The CSA Derivatives Committee will also be publishing a consultation paper on margin requirements for non-centrally cleared derivatives in the near future and it is expected that there will be a rule published by the end of 2016 putting in place bilateral margin requirements for Canada OTC derivatives market participants other than FRFIs.
1 For example, there would be zero counterparty credit risk where Party A, the option writer, agrees to sell a fixed number of shares to Party B, the option purchaser, at a predetermined price and date, and the option purchaser compensates the option writer for the risk that it will have to sell its shares on these terms with a payment that fully accounts for this risk at the outset of the transaction.
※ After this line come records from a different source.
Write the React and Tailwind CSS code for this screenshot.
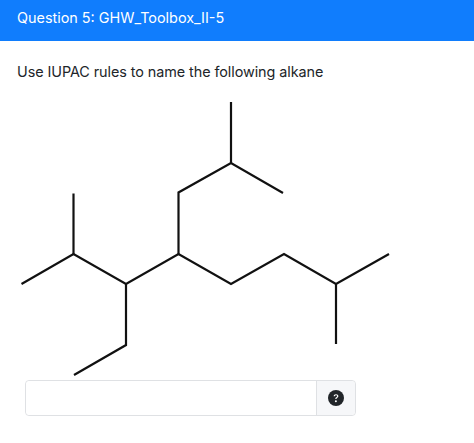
const BONDS = [
  '21.5,284 73.5,254 126,284 178.5,254 231,284 284,254 336,284 389,254',
  '73.5,193.5 73.5,254',
  '126,284 126,345 74,375',
  '178.5,254 178.5,192.5 231,163 283,193',
  '231,102 231,163',
  '336,284 336,344',
]

export default function App() {
  return (
    <div className="min-h-[443px] bg-white font-['Inter',sans-serif] text-[14.4px] text-[#212529]">
      <div className="flex h-[41px] items-center bg-[#107dfd] px-[17px] pb-[6px] text-white">
        Question 5: GHW_Toolbox_II-5
      </div>

      <p className="mt-[19px] px-[17px] leading-[24px] tracking-[-0.07px]">
        Use IUPAC rules to name the following alkane
      </p>

      {/* Skeletal formula */}
      <svg width="474" height="285" viewBox="0 95 474 285" className="mt-[11px] block">
        {BONDS.map((points) => (
          <polyline key={points} points={points} fill="none" stroke="#111" strokeWidth="2.2" strokeLinejoin="miter" />
        ))}
      </svg>

      <div className="ml-[25px] flex h-[36px] w-[331px] rounded border border-[#dfe1e4]">
        <input className="min-w-0 flex-1 rounded-l bg-white outline-none" />
        <div className="flex w-[39px] items-center justify-center rounded-r border-l border-[#dfe1e4] bg-[#f6f7f9]">
          <svg width="16" height="16" viewBox="0 0 16 16">
            <circle cx="8" cy="8" r="8" fill="#212529" />
            <path d="M5.6 6.2C5.7 4.9 6.7 4.2 8 4.2c1.4 0 2.4.8 2.4 1.9 0 .9-.5 1.3-1.1 1.7-.6.4-.8.7-.8 1.3H7.3c0-1 .3-1.5 1-1.9.5-.3.8-.6.8-1 0-.5-.4-.9-1.1-.9-.7 0-1.1.4-1.2 1z" fill="#fff" />
            <circle cx="7.9" cy="11.3" r="1" fill="#fff" />
          </svg>
        </div>
      </div>
    </div>
  )
}
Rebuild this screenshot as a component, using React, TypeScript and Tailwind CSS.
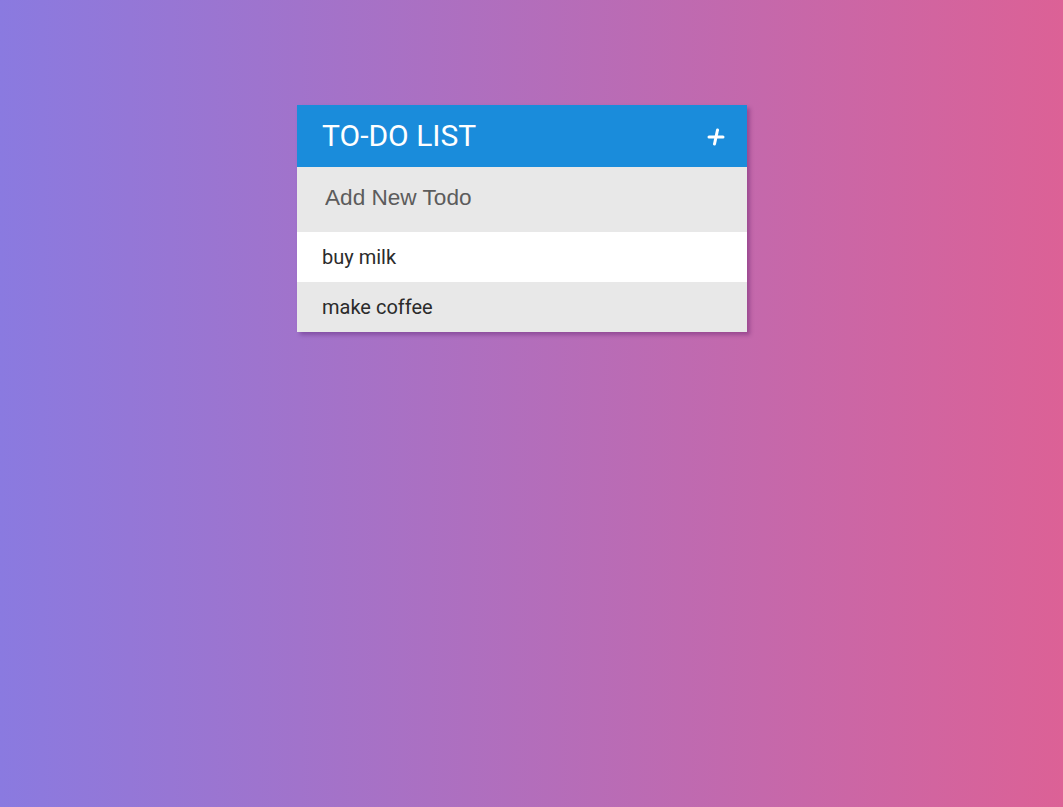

In these circumstances, the option writer has received the full value of the option, faces zero counterparty credit risk and is not obliged to collect and post initial margin from the option purchaser. In contrast, the option purchaser remains subject to the risk that the option writer may not be willing or able to sell the shares on the agreed terms and would, therefore, need to collect and post initial margin from the option writer.
The foregoing provides only an overview and does not constitute legal advice. Readers are cautioned against making any decisions based on this material alone. Rather, specific legal advice should be obtained.